Mucho se habla hoy sobre el propósito de las empresas y las ONG: su razón de ser, su misión, eso que equivaldría a algo así como su alma, eso que les da sentido y que permanece invariable con el paso del tiempo.

En nuestro rol como personas particulares, como ciudadanos, cuando escogemos una empresa u organización en la que trabajar, buscamos -consciente o inconscientemente- un alineamiento entre su propósito y lo que a nosotros nos mueve. Para poder sentirnos cómodos allí. Para poder dedicarle con gusto tantas horas como sabemos que le vamos a dedicar. Para poder defenderla y liderarla como nuestra.

En nuestro rol como parte de una institución, como el propósito suele ser un concepto elevado y algo abstracto, lo aterrizamos para acercarlo al día a día de las personas que trabajamos en ella. Ese aterrizaje con frecuencia lo hacemos:

  • A través de una planificación estratégica o, cuanto menos, unas líneas estratégicas, que suelen revisarse cada tres años.
  • Fijando unos objetivos, normalmente anuales.
  • Elaborando un plan de acción muy concreto, que facilite el alcanzar los objetivos establecidos.

Y así conseguimos que todas las personas del equipo, cada una desde la posición que tenga, trabajemos remando en una misma dirección, orientada a la meta a la que la institución se ha propuesto llegar.

Pero esa forma de trabajar, a la que estamos tan acostumbrados tanto en el mundo de la empresa como en el de las ONG, y que tan útil resulta para dirigirlas a buen puerto, rara vez nos la llevamos al ámbito personal:

¿Tenemos claro cuál es nuestro propósito en la vida? ¿Sabemos qué clase de personas nos gustaría llegar a ser? ¿Tenemos claro qué es lo que nos gustaría ver cuando, ya al final de nuestra vida, volvamos la vista atrás?

Es importante -importantísimo- hacer ese ejercicio. Porque si no lo hacemos iremos como barco sin timón, a la deriva, arrastrados por las corrientes y las modas de turno. Dejándonos llevar. Sin ser realmente dueños de nuestra vida.

Se trata de una reflexión imprescindible.

Una vez sabido, tendremos que analizarnos a nosotros mismos.

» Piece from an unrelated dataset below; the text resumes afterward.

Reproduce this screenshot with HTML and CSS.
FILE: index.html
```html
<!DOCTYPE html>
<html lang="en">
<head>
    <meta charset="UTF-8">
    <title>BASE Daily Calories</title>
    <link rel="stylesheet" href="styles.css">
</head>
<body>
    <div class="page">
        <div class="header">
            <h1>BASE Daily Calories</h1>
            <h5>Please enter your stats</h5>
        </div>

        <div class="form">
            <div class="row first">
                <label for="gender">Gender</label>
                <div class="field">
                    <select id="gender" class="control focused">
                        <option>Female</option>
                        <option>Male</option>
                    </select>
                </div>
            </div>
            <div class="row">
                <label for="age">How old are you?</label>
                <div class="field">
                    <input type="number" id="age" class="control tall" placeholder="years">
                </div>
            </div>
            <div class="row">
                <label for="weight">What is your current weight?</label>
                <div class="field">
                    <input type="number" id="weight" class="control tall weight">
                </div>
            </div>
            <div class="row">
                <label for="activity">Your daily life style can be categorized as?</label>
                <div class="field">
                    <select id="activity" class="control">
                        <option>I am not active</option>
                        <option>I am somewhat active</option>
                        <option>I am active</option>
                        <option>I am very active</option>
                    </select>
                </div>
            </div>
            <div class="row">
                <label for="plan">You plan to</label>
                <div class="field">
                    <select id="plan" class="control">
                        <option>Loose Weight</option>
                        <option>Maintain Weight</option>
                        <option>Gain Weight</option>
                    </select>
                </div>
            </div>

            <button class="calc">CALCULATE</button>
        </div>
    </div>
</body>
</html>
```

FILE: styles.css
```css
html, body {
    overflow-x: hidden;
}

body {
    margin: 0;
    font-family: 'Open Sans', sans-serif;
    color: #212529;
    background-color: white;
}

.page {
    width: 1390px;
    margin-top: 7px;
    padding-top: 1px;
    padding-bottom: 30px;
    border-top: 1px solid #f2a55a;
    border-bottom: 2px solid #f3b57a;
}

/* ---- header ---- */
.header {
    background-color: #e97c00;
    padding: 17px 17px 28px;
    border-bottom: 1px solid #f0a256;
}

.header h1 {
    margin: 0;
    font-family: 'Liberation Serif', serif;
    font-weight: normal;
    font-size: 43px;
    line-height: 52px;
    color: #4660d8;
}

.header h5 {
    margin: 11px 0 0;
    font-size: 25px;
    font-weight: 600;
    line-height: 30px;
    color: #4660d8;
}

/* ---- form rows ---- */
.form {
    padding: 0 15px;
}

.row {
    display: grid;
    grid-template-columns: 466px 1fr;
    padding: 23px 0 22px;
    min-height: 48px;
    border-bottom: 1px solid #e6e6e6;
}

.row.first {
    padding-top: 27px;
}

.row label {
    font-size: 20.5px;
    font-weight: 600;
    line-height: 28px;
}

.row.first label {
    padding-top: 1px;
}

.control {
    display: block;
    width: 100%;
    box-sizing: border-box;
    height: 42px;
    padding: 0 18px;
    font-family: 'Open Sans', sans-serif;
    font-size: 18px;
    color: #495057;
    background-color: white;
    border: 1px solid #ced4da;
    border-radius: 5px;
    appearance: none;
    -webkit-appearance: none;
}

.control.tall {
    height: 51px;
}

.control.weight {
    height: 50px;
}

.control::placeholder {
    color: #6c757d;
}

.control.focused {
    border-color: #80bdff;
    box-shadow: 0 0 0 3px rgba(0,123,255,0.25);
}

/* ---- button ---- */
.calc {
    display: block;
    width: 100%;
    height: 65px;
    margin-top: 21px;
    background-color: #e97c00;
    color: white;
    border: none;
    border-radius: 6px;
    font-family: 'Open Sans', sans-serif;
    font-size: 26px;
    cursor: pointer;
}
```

Frente al espejo, y desde la sinceridad total, tendremos que analizar dónde estamos: ¿cuál es nuestro punto de partida?

Y a partir de ahí, al igual que hacemos en nuestras empresas y nuestras ONG, tendremos que marcarnos objetivos y un plan de acción de los que vayamos haciendo seguimiento. Para que los pasos que vayamos dando en la vida – en qué trabajo, qué pareja elijo, qué amigos voy escogiendo, en qué gasto mi dinero, a qué dedico mi tiempo libre, cuál es mi actitud hacia los demás- estén orientados en la dirección correcta.

Tener claro nuestro propósito también nos obligará a tomar decisiones difíciles. Porque, en la medida en la que nos sea posible, debemos sacar de nuestra vida todo aquello que nos impide llegar a ser la clase de persona que queremos llegar a ser.

Pero merece la pena. Mucho.

«Ningún viento es favorable para el que no sabe a dónde va».